> _To be done_
Return the listing below exactly, with the pictures dropped.

## begin

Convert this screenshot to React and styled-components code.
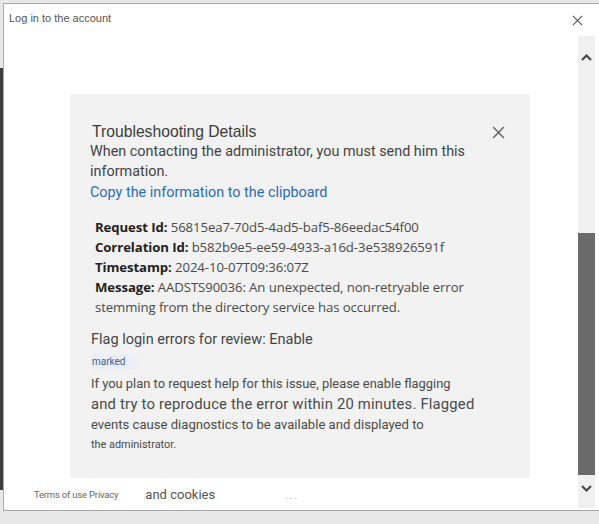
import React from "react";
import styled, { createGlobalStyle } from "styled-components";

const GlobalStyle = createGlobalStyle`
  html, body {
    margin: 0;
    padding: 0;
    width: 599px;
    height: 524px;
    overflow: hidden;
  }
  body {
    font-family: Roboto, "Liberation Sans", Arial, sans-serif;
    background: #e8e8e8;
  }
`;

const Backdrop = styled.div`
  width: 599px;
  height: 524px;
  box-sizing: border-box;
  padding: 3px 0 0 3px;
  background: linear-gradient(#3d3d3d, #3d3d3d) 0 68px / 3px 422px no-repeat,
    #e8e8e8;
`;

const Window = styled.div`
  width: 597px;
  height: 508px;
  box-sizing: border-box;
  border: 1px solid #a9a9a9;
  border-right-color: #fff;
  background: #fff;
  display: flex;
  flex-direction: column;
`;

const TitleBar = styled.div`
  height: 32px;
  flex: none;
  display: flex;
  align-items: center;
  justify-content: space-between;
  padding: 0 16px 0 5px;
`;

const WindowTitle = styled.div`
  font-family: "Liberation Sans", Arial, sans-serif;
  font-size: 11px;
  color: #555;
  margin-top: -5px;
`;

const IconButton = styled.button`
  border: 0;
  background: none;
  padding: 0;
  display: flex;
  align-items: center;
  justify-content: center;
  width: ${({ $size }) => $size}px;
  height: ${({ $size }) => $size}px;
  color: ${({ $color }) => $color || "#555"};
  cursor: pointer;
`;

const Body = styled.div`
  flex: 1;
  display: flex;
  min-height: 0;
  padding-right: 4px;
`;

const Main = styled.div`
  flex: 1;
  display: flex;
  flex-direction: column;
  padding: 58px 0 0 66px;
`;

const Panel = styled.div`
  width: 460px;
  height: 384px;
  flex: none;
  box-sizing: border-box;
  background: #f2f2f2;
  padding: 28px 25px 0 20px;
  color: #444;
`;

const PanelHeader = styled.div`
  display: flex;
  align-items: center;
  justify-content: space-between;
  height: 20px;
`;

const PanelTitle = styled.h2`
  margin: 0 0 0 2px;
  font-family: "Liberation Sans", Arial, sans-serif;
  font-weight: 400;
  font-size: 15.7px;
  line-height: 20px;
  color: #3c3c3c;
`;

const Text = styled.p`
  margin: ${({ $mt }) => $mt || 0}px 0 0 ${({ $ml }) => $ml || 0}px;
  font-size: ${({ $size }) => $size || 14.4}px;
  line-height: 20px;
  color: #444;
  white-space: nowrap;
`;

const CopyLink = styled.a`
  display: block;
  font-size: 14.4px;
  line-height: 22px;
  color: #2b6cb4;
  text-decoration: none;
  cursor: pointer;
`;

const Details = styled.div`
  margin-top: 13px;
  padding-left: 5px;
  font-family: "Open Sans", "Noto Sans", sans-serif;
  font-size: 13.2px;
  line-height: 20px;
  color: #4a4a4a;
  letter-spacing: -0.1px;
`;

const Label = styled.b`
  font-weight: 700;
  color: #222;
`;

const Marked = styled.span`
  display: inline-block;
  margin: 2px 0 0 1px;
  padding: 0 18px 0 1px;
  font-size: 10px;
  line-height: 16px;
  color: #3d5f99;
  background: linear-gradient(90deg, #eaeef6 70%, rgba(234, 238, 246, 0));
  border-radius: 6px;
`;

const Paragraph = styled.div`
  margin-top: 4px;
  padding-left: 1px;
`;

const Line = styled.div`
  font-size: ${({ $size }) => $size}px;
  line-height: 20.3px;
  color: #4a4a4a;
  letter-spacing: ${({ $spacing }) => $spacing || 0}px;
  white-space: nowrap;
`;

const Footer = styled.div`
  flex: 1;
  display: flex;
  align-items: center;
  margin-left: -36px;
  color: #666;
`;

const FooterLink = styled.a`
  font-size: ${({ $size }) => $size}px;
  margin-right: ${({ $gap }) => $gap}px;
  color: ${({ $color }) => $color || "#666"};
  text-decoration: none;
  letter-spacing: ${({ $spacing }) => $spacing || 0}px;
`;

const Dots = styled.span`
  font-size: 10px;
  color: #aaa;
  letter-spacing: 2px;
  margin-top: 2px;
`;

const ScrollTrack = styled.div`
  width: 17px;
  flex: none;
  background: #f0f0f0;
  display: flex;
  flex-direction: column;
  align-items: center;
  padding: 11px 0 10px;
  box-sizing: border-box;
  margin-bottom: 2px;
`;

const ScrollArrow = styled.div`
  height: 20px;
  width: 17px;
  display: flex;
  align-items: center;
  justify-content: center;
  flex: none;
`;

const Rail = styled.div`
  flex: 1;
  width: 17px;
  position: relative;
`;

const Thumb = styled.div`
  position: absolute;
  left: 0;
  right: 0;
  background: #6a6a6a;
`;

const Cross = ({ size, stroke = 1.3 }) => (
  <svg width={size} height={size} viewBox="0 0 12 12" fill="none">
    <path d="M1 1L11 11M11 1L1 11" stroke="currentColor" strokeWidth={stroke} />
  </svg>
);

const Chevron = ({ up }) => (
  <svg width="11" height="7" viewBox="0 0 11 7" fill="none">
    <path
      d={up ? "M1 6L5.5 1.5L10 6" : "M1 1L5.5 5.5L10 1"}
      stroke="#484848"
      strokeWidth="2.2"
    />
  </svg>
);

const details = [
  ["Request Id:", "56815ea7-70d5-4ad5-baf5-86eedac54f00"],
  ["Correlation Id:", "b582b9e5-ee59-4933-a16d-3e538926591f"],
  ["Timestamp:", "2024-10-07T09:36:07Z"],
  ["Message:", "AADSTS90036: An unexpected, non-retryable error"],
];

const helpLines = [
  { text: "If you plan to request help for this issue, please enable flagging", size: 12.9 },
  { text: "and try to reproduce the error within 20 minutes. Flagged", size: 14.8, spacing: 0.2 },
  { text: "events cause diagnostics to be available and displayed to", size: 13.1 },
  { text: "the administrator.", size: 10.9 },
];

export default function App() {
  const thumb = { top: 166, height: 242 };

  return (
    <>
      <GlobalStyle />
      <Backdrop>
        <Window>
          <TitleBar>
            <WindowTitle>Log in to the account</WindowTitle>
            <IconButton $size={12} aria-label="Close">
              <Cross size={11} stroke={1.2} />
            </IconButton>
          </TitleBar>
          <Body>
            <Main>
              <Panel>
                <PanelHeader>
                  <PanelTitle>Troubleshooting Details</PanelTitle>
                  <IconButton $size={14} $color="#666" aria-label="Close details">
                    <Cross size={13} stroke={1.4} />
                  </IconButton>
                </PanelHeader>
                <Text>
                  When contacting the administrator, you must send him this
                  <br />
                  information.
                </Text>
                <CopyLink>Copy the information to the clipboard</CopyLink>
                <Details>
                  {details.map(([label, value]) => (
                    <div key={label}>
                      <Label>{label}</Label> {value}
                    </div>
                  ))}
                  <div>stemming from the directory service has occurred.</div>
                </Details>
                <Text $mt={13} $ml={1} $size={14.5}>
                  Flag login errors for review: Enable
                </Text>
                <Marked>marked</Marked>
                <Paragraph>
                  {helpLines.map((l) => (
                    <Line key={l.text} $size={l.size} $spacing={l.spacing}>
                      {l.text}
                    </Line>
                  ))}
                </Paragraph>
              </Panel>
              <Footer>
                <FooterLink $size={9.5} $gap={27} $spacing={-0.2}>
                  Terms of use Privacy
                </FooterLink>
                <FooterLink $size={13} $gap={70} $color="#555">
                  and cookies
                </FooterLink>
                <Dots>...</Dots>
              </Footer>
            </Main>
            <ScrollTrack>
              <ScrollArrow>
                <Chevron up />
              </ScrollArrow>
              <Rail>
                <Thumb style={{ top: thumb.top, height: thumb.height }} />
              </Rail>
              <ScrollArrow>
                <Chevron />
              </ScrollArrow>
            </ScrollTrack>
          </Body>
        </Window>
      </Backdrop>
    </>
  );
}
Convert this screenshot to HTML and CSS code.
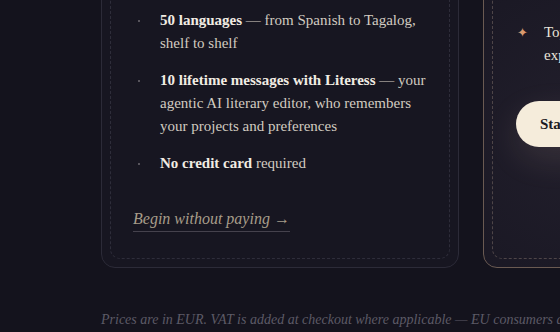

## end

> _Written reply_
Convert this screenshot to React and styled-components code.
import React from "react";
import styled, { createGlobalStyle } from "styled-components";

const GlobalStyle = createGlobalStyle`
  html, body {
    margin: 0;
    padding: 0;
    width: 599px;
    height: 524px;
    overflow: hidden;
  }
  body {
    font-family: Roboto, "Liberation Sans", Arial, sans-serif;
    background: #e8e8e8;
  }
`;

const Backdrop = styled.div`
  width: 599px;
  height: 524px;
  box-sizing: border-box;
  padding: 3px 0 0 3px;
  background: linear-gradient(#3d3d3d, #3d3d3d) 0 68px / 3px 422px no-repeat,
    #e8e8e8;
`;

const Window = styled.div`
  width: 597px;
  height: 508px;
  box-sizing: border-box;
  border: 1px solid #a9a9a9;
  border-right-color: #fff;
  background: #fff;
  display: flex;
  flex-direction: column;
`;

const TitleBar = styled.div`
  height: 32px;
  flex: none;
  display: flex;
  align-items: center;
  justify-content: space-between;
  padding: 0 16px 0 5px;
`;

const WindowTitle = styled.div`
  font-family: "Liberation Sans", Arial, sans-serif;
  font-size: 11px;
  color: #555;
  margin-top: -5px;
`;

const IconButton = styled.button`
  border: 0;
  background: none;
  padding: 0;
  display: flex;
  align-items: center;
  justify-content: center;
  width: ${({ $size }) => $size}px;
  height: ${({ $size }) => $size}px;
  color: ${({ $color }) => $color || "#555"};
  cursor: pointer;
`;

const Body = styled.div`
  flex: 1;
  display: flex;
  min-height: 0;
  padding-right: 4px;
`;

const Main = styled.div`
  flex: 1;
  display: flex;
  flex-direction: column;
  padding: 58px 0 0 66px;
`;

const Panel = styled.div`
  width: 460px;
  height: 384px;
  flex: none;
  box-sizing: border-box;
  background: #f2f2f2;
  padding: 28px 25px 0 20px;
  color: #444;
`;

const PanelHeader = styled.div`
  display: flex;
  align-items: center;
  justify-content: space-between;
  height: 20px;
`;

const PanelTitle = styled.h2`
  margin: 0 0 0 2px;
  font-family: "Liberation Sans", Arial, sans-serif;
  font-weight: 400;
  font-size: 15.7px;
  line-height: 20px;
  color: #3c3c3c;
`;

const Text = styled.p`
  margin: ${({ $mt }) => $mt || 0}px 0 0 ${({ $ml }) => $ml || 0}px;
  font-size: ${({ $size }) => $size || 14.4}px;
  line-height: 20px;
  color: #444;
  white-space: nowrap;
`;

const CopyLink = styled.a`
  display: block;
  font-size: 14.4px;
  line-height: 22px;
  color: #2b6cb4;
  text-decoration: none;
  cursor: pointer;
`;

const Details = styled.div`
  margin-top: 13px;
  padding-left: 5px;
  font-family: "Open Sans", "Noto Sans", sans-serif;
  font-size: 13.2px;
  line-height: 20px;
  color: #4a4a4a;
  letter-spacing: -0.1px;
`;

const Label = styled.b`
  font-weight: 700;
  color: #222;
`;

const Marked = styled.span`
  display: inline-block;
  margin: 2px 0 0 1px;
  padding: 0 18px 0 1px;
  font-size: 10px;
  line-height: 16px;
  color: #3d5f99;
  background: linear-gradient(90deg, #eaeef6 70%, rgba(234, 238, 246, 0));
  border-radius: 6px;
`;

const Paragraph = styled.div`
  margin-top: 4px;
  padding-left: 1px;
`;

const Line = styled.div`
  font-size: ${({ $size }) => $size}px;
  line-height: 20.3px;
  color: #4a4a4a;
  letter-spacing: ${({ $spacing }) => $spacing || 0}px;
  white-space: nowrap;
`;

const Footer = styled.div`
  flex: 1;
  display: flex;
  align-items: center;
  margin-left: -36px;
  color: #666;
`;

const FooterLink = styled.a`
  font-size: ${({ $size }) => $size}px;
  margin-right: ${({ $gap }) => $gap}px;
  color: ${({ $color }) => $color || "#666"};
  text-decoration: none;
  letter-spacing: ${({ $spacing }) => $spacing || 0}px;
`;

const Dots = styled.span`
  font-size: 10px;
  color: #aaa;
  letter-spacing: 2px;
  margin-top: 2px;
`;

const ScrollTrack = styled.div`
  width: 17px;
  flex: none;
  background: #f0f0f0;
  display: flex;
  flex-direction: column;
  align-items: center;
  padding: 11px 0 10px;
  box-sizing: border-box;
  margin-bottom: 2px;
`;

const ScrollArrow = styled.div`
  height: 20px;
  width: 17px;
  display: flex;
  align-items: center;
  justify-content: center;
  flex: none;
`;

const Rail = styled.div`
  flex: 1;
  width: 17px;
  position: relative;
`;

const Thumb = styled.div`
  position: absolute;
  left: 0;
  right: 0;
  background: #6a6a6a;
`;

const Cross = ({ size, stroke = 1.3 }) => (
  <svg width={size} height={size} viewBox="0 0 12 12" fill="none">
    <path d="M1 1L11 11M11 1L1 11" stroke="currentColor" strokeWidth={stroke} />
  </svg>
);

const Chevron = ({ up }) => (
  <svg width="11" height="7" viewBox="0 0 11 7" fill="none">
    <path
      d={up ? "M1 6L5.5 1.5L10 6" : "M1 1L5.5 5.5L10 1"}
      stroke="#484848"
      strokeWidth="2.2"
    />
  </svg>
);

const details = [
  ["Request Id:", "56815ea7-70d5-4ad5-baf5-86eedac54f00"],
  ["Correlation Id:", "b582b9e5-ee59-4933-a16d-3e538926591f"],
  ["Timestamp:", "2024-10-07T09:36:07Z"],
  ["Message:", "AADSTS90036: An unexpected, non-retryable error"],
];

const helpLines = [
  { text: "If you plan to request help for this issue, please enable flagging", size: 12.9 },
  { text: "and try to reproduce the error within 20 minutes. Flagged", size: 14.8, spacing: 0.2 },
  { text: "events cause diagnostics to be available and displayed to", size: 13.1 },
  { text: "the administrator.", size: 10.9 },
];

export default function App() {
  const thumb = { top: 166, height: 242 };

  return (
    <>
      <GlobalStyle />
      <Backdrop>
        <Window>
          <TitleBar>
            <WindowTitle>Log in to the account</WindowTitle>
            <IconButton $size={12} aria-label="Close">
              <Cross size={11} stroke={1.2} />
            </IconButton>
          </TitleBar>
          <Body>
            <Main>
              <Panel>
                <PanelHeader>
                  <PanelTitle>Troubleshooting Details</PanelTitle>
                  <IconButton $size={14} $color="#666" aria-label="Close details">
                    <Cross size={13} stroke={1.4} />
                  </IconButton>
                </PanelHeader>
                <Text>
                  When contacting the administrator, you must send him this
                  <br />
                  information.
                </Text>
                <CopyLink>Copy the information to the clipboard</CopyLink>
                <Details>
                  {details.map(([label, value]) => (
                    <div key={label}>
                      <Label>{label}</Label> {value}
                    </div>
                  ))}
                  <div>stemming from the directory service has occurred.</div>
                </Details>
                <Text $mt={13} $ml={1} $size={14.5}>
                  Flag login errors for review: Enable
                </Text>
                <Marked>marked</Marked>
                <Paragraph>
                  {helpLines.map((l) => (
                    <Line key={l.text} $size={l.size} $spacing={l.spacing}>
                      {l.text}
                    </Line>
                  ))}
                </Paragraph>
              </Panel>
              <Footer>
                <FooterLink $size={9.5} $gap={27} $spacing={-0.2}>
                  Terms of use Privacy
                </FooterLink>
                <FooterLink $size={13} $gap={70} $color="#555">
                  and cookies
                </FooterLink>
                <Dots>...</Dots>
              </Footer>
            </Main>
            <ScrollTrack>
              <ScrollArrow>
                <Chevron up />
              </ScrollArrow>
              <Rail>
                <Thumb style={{ top: thumb.top, height: thumb.height }} />
              </Rail>
              <ScrollArrow>
                <Chevron />
              </ScrollArrow>
            </ScrollTrack>
          </Body>
        </Window>
      </Backdrop>
    </>
  );
}
Convert this screenshot to HTML and CSS code.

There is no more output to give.